Ma cosa succede quando anche questi personaggi, perfetti e dalla moralità più alta della nostra, perdono la via della luce? Come possiamo andare avanti quando anche i migliori di noi si arrendono all’oscurità che pervade il mondo?
Questi e tanti altri titoli, come i recenti lavori della Warner/DC, hanno provato ad ipotizzare questo scenario.

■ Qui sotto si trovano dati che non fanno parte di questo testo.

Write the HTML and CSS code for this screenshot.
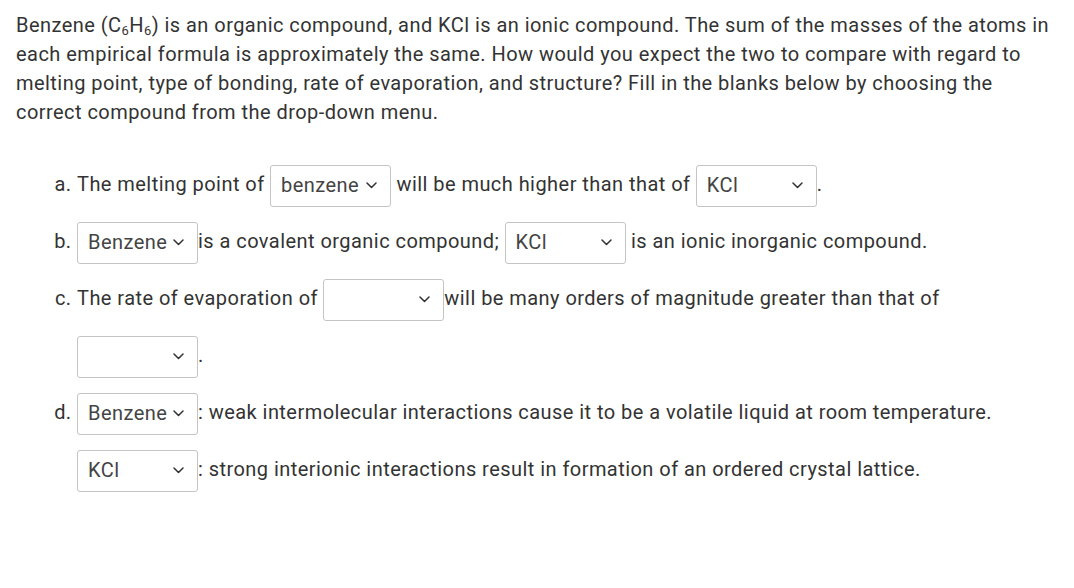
FILE: index.html
```html
<!DOCTYPE html>
<html lang="en">
<head>
<meta charset="utf-8">
<title>Benzene and KCl</title>
<link rel="stylesheet" href="styles.css">
</head>
<body>
<div class="question">
  <p class="intro">Benzene (C<sub>6</sub>H<sub>6</sub>) is an organic compound, and KCl is an ionic compound. The sum of the masses of the atoms in each empirical formula is approximately the same. How would you expect the two to compare with regard to melting point, type of bonding, rate of evaporation, and structure? Fill in the blanks below by choosing the correct compound from the drop-down menu.</p>
  <ol class="parts">
    <li>The melting point of <span class="dropdown"><span class="dd-value">benzene</span><svg class="chev" width="11" height="7" viewBox="0 0 11 7"><polyline points="1,1 5.5,5.5 10,1"/></svg></span> will be much higher than that of <span class="dropdown"><span class="dd-value">KCl</span><svg class="chev" width="11" height="7" viewBox="0 0 11 7"><polyline points="1,1 5.5,5.5 10,1"/></svg></span>.</li>
    <li><span class="dropdown"><span class="dd-value">Benzene</span><svg class="chev" width="11" height="7" viewBox="0 0 11 7"><polyline points="1,1 5.5,5.5 10,1"/></svg></span>is a covalent organic compound; <span class="dropdown"><span class="dd-value">KCl</span><svg class="chev" width="11" height="7" viewBox="0 0 11 7"><polyline points="1,1 5.5,5.5 10,1"/></svg></span> is an ionic inorganic compound.</li>
    <li>The rate of evaporation of <span class="dropdown"><span class="dd-value"></span><svg class="chev" width="11" height="7" viewBox="0 0 11 7"><polyline points="1,1 5.5,5.5 10,1"/></svg></span>will be many orders of magnitude greater than that of <span class="dropdown"><span class="dd-value"></span><svg class="chev" width="11" height="7" viewBox="0 0 11 7"><polyline points="1,1 5.5,5.5 10,1"/></svg></span>.</li>
    <li><span class="dropdown"><span class="dd-value">Benzene</span><svg class="chev" width="11" height="7" viewBox="0 0 11 7"><polyline points="1,1 5.5,5.5 10,1"/></svg></span>: weak intermolecular interactions cause it to be a volatile liquid at room temperature.<br><span class="dropdown"><span class="dd-value">KCl</span><svg class="chev" width="11" height="7" viewBox="0 0 11 7"><polyline points="1,1 5.5,5.5 10,1"/></svg></span>: strong interionic interactions result in formation of an ordered crystal lattice.</li>
  </ol>
</div>
</body>
</html>
```
FILE: styles.css
```css
html, body {
  margin: 0;
  padding: 0;
  background: #ffffff;
}

body {
  font-family: Roboto, "Liberation Sans", sans-serif;
  font-size: 20px;
  letter-spacing: 0.45px;
  line-height: 29px;
  color: #333333;
}

.question {
  padding: 11px 16px 0 16px;
}

.intro {
  margin: 0 0 30px 0;
}

.intro sub {
  font-size: 13px;
  line-height: 0;
  vertical-align: -3px;
}

.parts {
  margin: 0;
  padding: 0 0 0 61px;
  list-style: lower-alpha;
}

.parts li {
  margin: 0;
}

.dropdown {
  display: inline-flex;
  align-items: center;
  justify-content: space-between;
  box-sizing: border-box;
  width: 121px;
  height: 42px;
  margin: 7.5px 0;
  padding: 0 13px 0 10px;
  border: 1px solid #c4c4c4;
  border-radius: 3px;
  vertical-align: middle;
  color: #444444;
  background: #ffffff;
}

.dd-value {
  white-space: nowrap;
}

.chev {
  display: block;
  flex: none;
}

.chev polyline {
  fill: none;
  stroke: #333333;
  stroke-width: 1.5;
  stroke-linecap: round;
  stroke-linejoin: round;
}
```
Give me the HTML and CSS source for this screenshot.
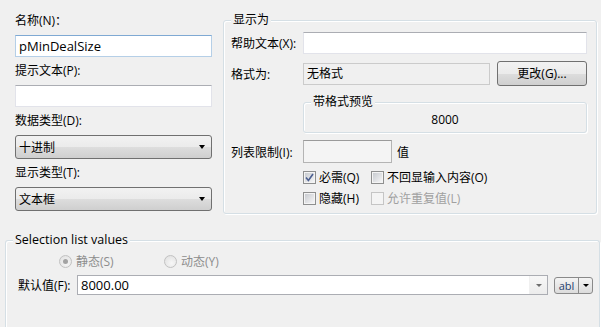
FILE: index.html
```html
<!DOCTYPE html>
<html lang="zh-CN">
<head>
  <meta charset="UTF-8">
  <title>参数属性</title>
  <link rel="stylesheet" href="styles.css">
</head>
<body>
  <div class="top">
    <!-- left column -->
    <div class="left-col">
      <div class="field-label">名称(N)：</div>
      <div class="textbox focused">pMinDealSize</div>
      <div class="field-label">提示文本(P):</div>
      <div class="textbox"></div>
      <div class="field-label">数据类型(D):</div>
      <div class="dropdown"><span>十进制</span><i class="arrow"></i></div>
      <div class="field-label">显示类型(T):</div>
      <div class="dropdown"><span>文本框</span><i class="arrow"></i></div>
    </div>

    <!-- 显示为 -->
    <div class="group display-group">
      <div class="legend">显示为</div>
      <div class="row row-help">
        <div class="row-label">帮助文本(X):</div>
        <div class="textbox grow"></div>
      </div>
      <div class="row row-format">
        <div class="row-label">格式为:</div>
        <div class="readonly-box">无格式</div>
        <div class="push-button">更改(G)...</div>
      </div>
      <div class="group preview-group">
        <div class="legend">带格式预览</div>
        <div class="preview-value">8000</div>
      </div>
      <div class="row row-limit">
        <div class="row-label">列表限制(I):</div>
        <div class="textbox limit-box"></div>
        <span class="unit">值</span>
      </div>
      <div class="row check-row first-checks">
        <label class="check wide"><span class="box checked"><svg width="9" height="9" viewBox="0 0 9 9"><path d="M1 4.5 L3.4 7.5 L8 1" fill="none" stroke="#4c5f90" stroke-width="1.6"/></svg></span>必需(Q)</label>
        <label class="check"><span class="box"></span>不回显输入内容(O)</label>
      </div>
      <div class="row check-row">
        <label class="check wide"><span class="box"></span>隐藏(H)</label>
        <label class="check disabled"><span class="box"></span>允许重复值(L)</label>
      </div>
    </div>
  </div>

  <!-- Selection list values -->
  <div class="group list-group">
    <div class="legend latin">Selection list values</div>
    <div class="radio-row">
      <label class="radio wide disabled"><span class="dot on"></span>静态(S)</label>
      <label class="radio disabled"><span class="dot"></span>动态(Y)</label>
    </div>
    <div class="default-row">
      <div class="default-label">默认值(F):</div>
      <div class="combo">
        <span class="combo-text">8000.00</span>
        <span class="combo-btn"><i class="arrow small"></i></span>
      </div>
      <div class="split-button">
        <span class="split-main">abl</span>
        <span class="split-drop"><i class="arrow"></i></span>
      </div>
    </div>
  </div>
</body>
</html>
```

FILE: styles.css
```css
body {
  margin: 0;
  width: 601px;
  height: 327px;
  overflow: hidden;
  background: #f0f0f0;
  font-family: "Open Sans", "Noto Sans CJK SC", sans-serif;
  font-size: 12px;
  color: #000;
}

.top {
  display: flex;
  align-items: flex-start;
}

/* left column */
.left-col {
  width: 197px;
  padding: 13px 0 0 15px;
}

.field-label {
  height: 16px;
  line-height: 16px;
  white-space: nowrap;
}

.textbox {
  box-sizing: border-box;
  height: 22px;
  line-height: 20px;
  padding-left: 3px;
  margin: 6px 0;
  background: #fff;
  border: 1px solid #e2e3ea;
  border-top-color: #abadb3;
}

.textbox.focused {
  border-color: #b5cfe7;
  border-top-color: #7fa9d3;
  font-size: 13px;
}

.dropdown {
  box-sizing: border-box;
  height: 24px;
  margin: 6px 0;
  padding: 0 3px;
  display: flex;
  align-items: center;
  justify-content: space-between;
  border: 1px solid #707070;
  border-radius: 3px;
  background: linear-gradient(#f2f2f2 0%, #ebebeb 50%, #dddddd 51%, #cfcfcf 100%);
}

.arrow {
  display: block;
  width: 0;
  height: 0;
  margin-right: 3px;
  border-left: 3.5px solid transparent;
  border-right: 3.5px solid transparent;
  border-top: 4px solid #000;
}

.arrow.small {
  margin: 0;
  border-left-width: 3px;
  border-right-width: 3px;
  border-top: 3px solid #6d6d6d;
}

/* group boxes */
.group {
  position: relative;
  box-sizing: border-box;
  border: 1px solid #d5dfe5;
  border-radius: 3px;
  box-shadow: inset 1px 1px 0 #fff, 1px 1px 0 #fff;
}

.legend {
  position: absolute;
  top: -8px;
  left: 7px;
  padding: 0 2px;
  line-height: 14px;
  background: #f0f0f0;
  white-space: nowrap;
}

.display-group {
  width: 374px;
  height: 194px;
  margin: 20px 0 0 11px;
  padding: 11px 9px 0 7px;
}

.row {
  display: flex;
  align-items: center;
}

.row-label {
  width: 72px;
  flex: none;
  white-space: nowrap;
}

.row .textbox {
  margin: 0;
}

.grow {
  flex: 1;
}

.row-format {
  margin-top: 7px;
  height: 25px;
}

.readonly-box {
  box-sizing: border-box;
  width: 187px;
  height: 22px;
  line-height: 20px;
  padding-left: 3px;
  border: 1px solid #cbcbcb;
  background: #f0f0f0;
}

.push-button {
  box-sizing: border-box;
  width: 90px;
  height: 25px;
  margin-left: 7px;
  line-height: 23px;
  text-align: center;
  border: 1px solid #707070;
  border-radius: 3px;
  background: linear-gradient(#f2f2f2 0%, #ebebeb 50%, #dddddd 51%, #cfcfcf 100%);
}

.preview-group {
  margin: 16px 0 0 72px;
  height: 31px;
  padding-top: 10px;
}

.preview-value {
  text-align: center;
  line-height: 14px;
}

.row-limit {
  margin-top: 7px;
  height: 23px;
}

.limit-box {
  width: 89px;
  height: 23px;
  background: #f4f4f4;
  border-color: #b4b4b4;
  border-top-color: #9a9a9a;
}

.unit {
  margin-left: 5px;
}

/* checkboxes */
.check-row {
  height: 16px;
  margin-top: 5px;
  padding-left: 72px;
}

.first-checks {
  margin-top: 6px;
}

.check {
  display: flex;
  align-items: center;
  gap: 3px;
  white-space: nowrap;
}

.check.wide {
  width: 68px;
}

.box {
  box-sizing: border-box;
  width: 13px;
  height: 13px;
  padding: 1px;
  border: 1px solid #8e8f8f;
  background: linear-gradient(135deg, #c8cbd0, #f5f5f6) content-box, #f4f4f4;
  display: flex;
  align-items: center;
  justify-content: center;
}

.box svg {
  display: block;
}

.check.disabled {
  color: #a0a0a0;
}

.check.disabled .box {
  border-color: #c5c5c5;
  background: #f4f4f4;
}

/* bottom group */
.list-group {
  width: 595px;
  height: 90px;
  margin: 23px 0 0 5px;
  padding: 12px 0 0 6px;
  border-bottom: none;
  border-radius: 3px 3px 0 0;
}

.legend.latin {
  top: -9px;
  font-size: 12.5px;
  line-height: 16px;
}

.radio-row {
  display: flex;
  height: 16px;
  align-items: center;
  padding-left: 47px;
}

.radio {
  display: flex;
  align-items: center;
  gap: 4px;
  white-space: nowrap;
}

.radio.wide {
  width: 105px;
}

.radio.disabled {
  color: #8d8d8d;
}

.dot {
  box-sizing: border-box;
  width: 13px;
  height: 13px;
  border-radius: 50%;
  border: 1px solid #c2c2c2;
  background: radial-gradient(circle at 60% 65%, #f7f7f7, #dedede);
  display: flex;
  align-items: center;
  justify-content: center;
}

.dot.on::after {
  content: '';
  width: 5px;
  height: 5px;
  border-radius: 50%;
  background: #a3a3a3;
}

.default-row {
  display: flex;
  align-items: center;
  height: 20px;
  margin-top: 6px;
  padding-left: 6px;
}

.default-label {
  width: 59px;
  white-space: nowrap;
}

.combo {
  box-sizing: border-box;
  width: 471px;
  height: 20px;
  display: flex;
  align-items: stretch;
  border: 1px solid #abadb3;
  background: #fff;
}

.combo-text {
  flex: 1;
  padding-left: 3px;
  line-height: 18px;
  font-size: 13px;
}

.combo-btn {
  width: 17px;
  display: flex;
  align-items: center;
  justify-content: center;
  background: linear-gradient(#f7f7f7, #ececec);
  border-left: 1px solid #f0f0f0;
}

.split-button {
  box-sizing: border-box;
  display: flex;
  width: 39px;
  height: 17px;
  margin-left: 6px;
  border: 1px solid #8a8a8a;
  border-radius: 3px;
  background: linear-gradient(#f4f4f4, #dcdcdc);
}

.split-main {
  width: 23px;
  text-align: center;
  font-size: 11px;
  line-height: 15px;
  color: #1f3f6e;
  border-right: 1px solid #8a8a8a;
}

.split-drop {
  flex: 1;
  display: flex;
  align-items: center;
  justify-content: center;
}

.split-drop .arrow {
  margin: 0;
  border-left-width: 3px;
  border-right-width: 3px;
  border-top-width: 3px;
}
```
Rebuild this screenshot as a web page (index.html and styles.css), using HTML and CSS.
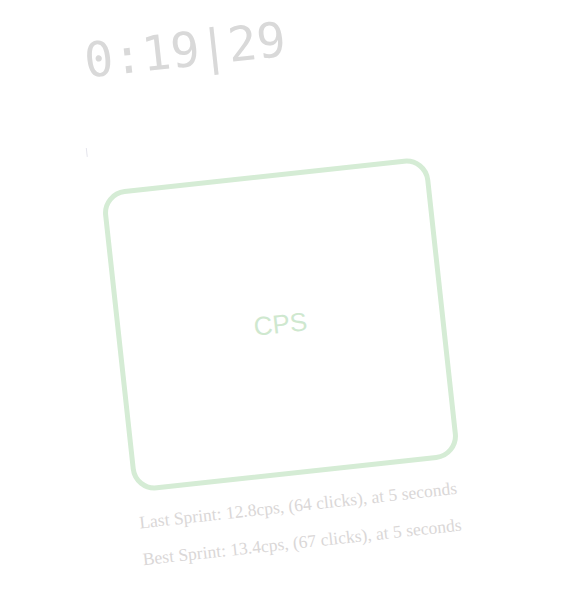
FILE: index.html
```html
<!DOCTYPE html>
<html>
<head>
<meta charset="utf-8">
<link rel="stylesheet" href="styles.css">
</head>
<body>
<div class="stage">
  <div class="timer">0:19|29</div>
  <div class="caret"></div>
  <div class="pad"><span class="pad-label">CPS</span></div>
  <p class="sprint sprint-last">Last Sprint: 12.8cps, (64 clicks), at 5 seconds</p>
  <p class="sprint sprint-best">Best Sprint: 13.4cps, (67 clicks), at 5 seconds</p>
</div>
</body>
</html>
```
FILE: styles.css
```css
html, body {
  margin: 0;
  padding: 0;
  background: #ffffff;
}
body {
  width: 587px;
  height: 601px;
  overflow: hidden;
}
.stage {
  width: 329px;
  margin-left: 116px;
  padding-top: 13px;
  display: flex;
  flex-direction: column;
  transform: rotate(-6.2deg);
  transform-origin: 164.5px 324.5px;
}
.timer {
  font-family: "DejaVu Sans Mono", monospace;
  font-size: 48px;
  line-height: 56px;
  color: #d9d9d9;
  margin-left: -2px;
  white-space: nowrap;
}
.caret {
  width: 1px;
  height: 9px;
  margin-left: -10px;
  margin-top: 59px;
  background: #e4e4ec;
}
.pad {
  box-sizing: border-box;
  width: 329px;
  height: 303px;
  margin-top: 36px;
  border: 5px solid #d5ecd5;
  border-radius: 24px;
  display: flex;
  align-items: center;
  justify-content: center;
}
.pad-label {
  font-family: "Liberation Sans", Arial, sans-serif;
  font-size: 26px;
  color: #cfe8cf;
}
.sprint {
  margin: 0;
  padding-right: 4px;
  font-family: "Liberation Serif", "Times New Roman", serif;
  font-size: 17.6px;
  line-height: 20px;
  color: #dad7d7;
  text-align: center;
  white-space: nowrap;
}
.sprint-last {
  margin-top: 20px;
}
.sprint-best {
  margin-top: 16.7px;
}
```
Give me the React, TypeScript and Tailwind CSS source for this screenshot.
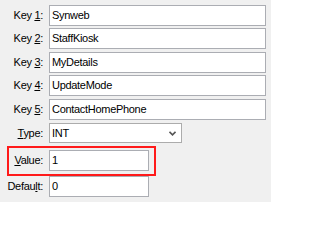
const font = { fontFamily: '"Liberation Sans", Arial, sans-serif' };

type Field = {
    label: React.ReactNode;
    value: string;
};

const keys: Field[] = [
    { label: <>Key <u>1</u>:</>, value: "Synweb" },
    { label: <>Key <u>2</u>:</>, value: "StaffKiosk" },
    { label: <>Key <u>3</u>:</>, value: "MyDetails" },
    { label: <>Key <u>4</u>:</>, value: "UpdateMode" },
    { label: <>Key <u>5</u>:</>, value: "ContactHomePhone" },
];

const Box = ({ value, wide }: { value: string; wide?: boolean }) => (
    <div
        className={`${wide ? "w-[217px]" : "w-[100px]"} h-[21px] flex items-center pl-[2px] bg-white border border-[#abadb3] text-black`}
    >
        {value}
    </div>
);

const Label = ({ children }: { children: React.ReactNode }) => (
    <div className="w-[43px] text-right whitespace-nowrap text-black">{children}</div>
);

export default function App() {
    return (
        <div
            className="relative w-[271px] h-[202px] bg-[#f0f0f0] text-[11px] tracking-[-0.3px] overflow-hidden"
            style={font}
        >
            <div className="flex flex-col pt-[5px]">
                {keys.map((k, i) => (
                    <div
                        key={i}
                        className={`flex items-center gap-[6px] ${i === 0 ? "" : i % 2 ? "mt-[2px]" : "mt-[3px]"}`}
                    >
                        <Label>{k.label}</Label>
                        <Box value={k.value} wide />
                    </div>
                ))}

                <div className="flex items-center gap-[6px] mt-[3px]">
                    <Label>
                        <u>T</u>ype:
                    </Label>
                    <div className="w-[133px] h-[20px] flex items-center justify-between pl-[2px] pr-[5px] bg-white border border-[#acacac]">
                        <span>INT</span>
                        <svg width="7" height="5" viewBox="0 0 7 5">
                            <path d="M0.5 0.8 L3.5 3.8 L6.5 0.8" fill="none" stroke="#555" strokeWidth="1.6" />
                        </svg>
                    </div>
                </div>

                <div className="flex items-center gap-[6px] mt-[7px]">
                    <Label>
                        <u>V</u>alue:
                    </Label>
                    <Box value="1" />
                </div>

                <div className="flex items-center gap-[6px] mt-[5px]">
                    <Label>
                        Defau<u>l</u>t:
                    </Label>
                    <Box value="0" />
                </div>
            </div>

            {/* highlight annotation */}
            <div className="absolute left-[7px] top-[146px] w-[149px] h-[30px] border-2 border-[#ff1a1a] pointer-events-none" />
        </div>
    );
}
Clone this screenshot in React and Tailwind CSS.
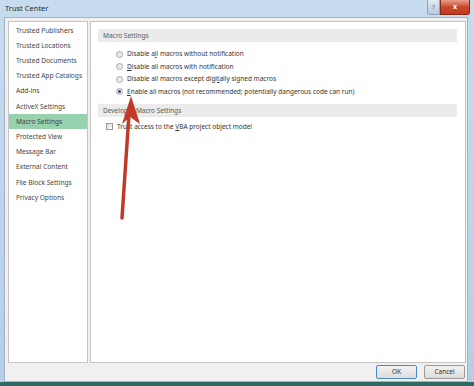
import React from 'react';

const navItems = [
  'Trusted Publishers',
  'Trusted Locations',
  'Trusted Documents',
  'Trusted App Catalogs',
  'Add-ins',
  'ActiveX Settings',
  'Macro Settings',
  'Protected View',
  'Message Bar',
  'External Content',
  'File Block Settings',
  'Privacy Options',
];

function Radio({ checked, children }) {
  return (
    <div className="flex items-center h-[12.5px]">
      <span className="w-[7px] h-[7px] rounded-full border border-[#a8a8a8] bg-gradient-to-br from-[#dedede] to-[#f8f8f8] flex items-center justify-center ml-[25px] mr-[4px]">
        {checked && <span className="w-[3px] h-[3px] rounded-full bg-[#2a4a6a]" />}
      </span>
      <span>{children}</span>
    </div>
  );
}

function Band({ children }) {
  return (
    <div className="h-[13px] bg-[#ebebeb] flex items-center pl-[5px] text-[#5a5a5a] mr-[8px] ml-[7px]">
      {children}
    </div>
  );
}

export default function App() {
  return (
    <div
      className="relative w-[474px] h-[386px] overflow-hidden bg-gradient-to-b from-[#c7dcee] to-[#b6cfe6] flex flex-col text-[#333]"
      style={{ fontFamily: '"Noto Sans", "Open Sans", sans-serif' }}
    >
      {/* title bar */}
      <div className="h-[17px] flex items-start shrink-0">
        <span className="pl-[5px] pt-[3px] text-[7.5px] text-[#1e2a36]">Trust Center</span>
        <div className="ml-auto flex mr-[4px]">
          <div className="w-[13px] h-[15px] bg-gradient-to-b from-[#e3ebf3] to-[#b8c9da] border border-[#8ea4ba] border-t-0 rounded-bl-[3px] flex items-center justify-center text-[6px] text-[#556]">?</div>
          <div className="w-[30px] h-[15px] bg-gradient-to-b from-[#e7a08e] via-[#c9462c] to-[#c23a20] border border-[#8a2a18] border-t-0 rounded-br-[3px] flex items-center justify-center text-[7px] font-bold text-white">x</div>
        </div>
      </div>

      {/* client */}
      <div className="ml-[4px] w-[464px] h-[365px] bg-[#f0f0f0] border border-[#9fb3c8] flex flex-col pt-[3px] pl-[3px] pr-[1px] shrink-0">
        <div className="flex gap-[2px] h-[342px] text-[6.5px]">
          <div className="w-[80px] bg-white border border-[#c4c4c4] pt-[1px] text-[6.6px]">
            {navItems.map((item) => (
              <div
                key={item}
                className={`h-[15.2px] flex items-center pl-[7px] text-[#444] ${item === 'Macro Settings' ? 'bg-[#98d1ae]' : ''}`}
              >
                {item}
              </div>
            ))}
          </div>
          <div className="flex-1 bg-white border border-[#c4c4c4] pt-[7px]">
            <Band>Macro Settings</Band>
            <div className="pt-[6px] text-[#333]">
              <Radio>Disable a<u>l</u>l macros without notification</Radio>
              <Radio><u>D</u>isable all macros with notification</Radio>
              <Radio>Disable all macros except digi<u>t</u>ally signed macros</Radio>
              <Radio checked><u>E</u>nable all macros (not recommended; potentially dangerous code can run)</Radio>
            </div>
            <div className="mt-[6px]">
              <Band>Developer Macro Settings</Band>
            </div>
            <div className="flex items-center mt-[5px] ml-[15px]">
              <span className="w-[7px] h-[7px] border border-[#9a9a9a] bg-gradient-to-br from-[#e0e0e0] to-[#fafafa] mr-[4px]" />
              <span>Trust access to the <u>V</u>BA project object model</span>
            </div>
          </div>
        </div>
        <div className="flex justify-end gap-[7px] mt-[2px] pr-[1px] text-[6.5px]">
          <button className="w-[41px] h-[14px] border border-[#4a8ac4] bg-gradient-to-b from-[#f2f2f2] to-[#dcdcdc] rounded-[2px] text-[#333]">OK</button>
          <button className="w-[41px] h-[14px] border border-[#9a9a9a] bg-gradient-to-b from-[#f2f2f2] to-[#dcdcdc] rounded-[2px] text-[#333]">Cancel</button>
        </div>
      </div>
      <div className="flex-1 bg-[#2d6a62]" />

      {/* annotation arrow */}
      <svg className="absolute left-0 top-0 pointer-events-none" width="474" height="386">
        <line x1="122" y1="218" x2="129" y2="114" stroke="#c0392b" strokeWidth="3.5" strokeLinecap="round" />
        <polygon points="131,96 122,124 130,117 140,124" fill="#c0392b" />
      </svg>
    </div>
  );
}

In molti casi, com’è prevedibile, c’è la perdita di fiducia da parte della gente e i monumenti dei nostri idoli vengono imbrattati con scritte quali False God, come nel caso del controverso Batman v Superman.
In altri casi troviamo le persone che reagiscono in prima persona, non arrendendosi alla discesa delle tenebre, come quando ne Il cavaliere oscuro criminali e civili decidono di non essere soggiogati dai perfidi giochi del male, dimostrandosi, forse, superiori allo stesso crociato di Gotham.
E’ una fase molto interessante di questo filone cinematografico, che sta ottenendo numerosi riscontri sia di critica che di pubblico; come il recente Logan, in cui si spinge molto sull’atmosfera annichilita e disillusa, all’interno della quale un ex-supereroe, sconfitto soprattutto dalla vita, arranca, vivendo giorno per giorno, senza alcuna speranza sul fatto che la sua esistenza sia servita davvero a qualcosa.
Chi etichetta questo filone più esistenzialista del cinefumetto come una semplice moda ignora, forse, che alla base di tutto questo ci siamo anche noi, la nostra società e le nostre idee… e se queste opere hanno ottenuto grandi riscontri sia da parte della critica che da parte del pubblico un motivo ci sarà.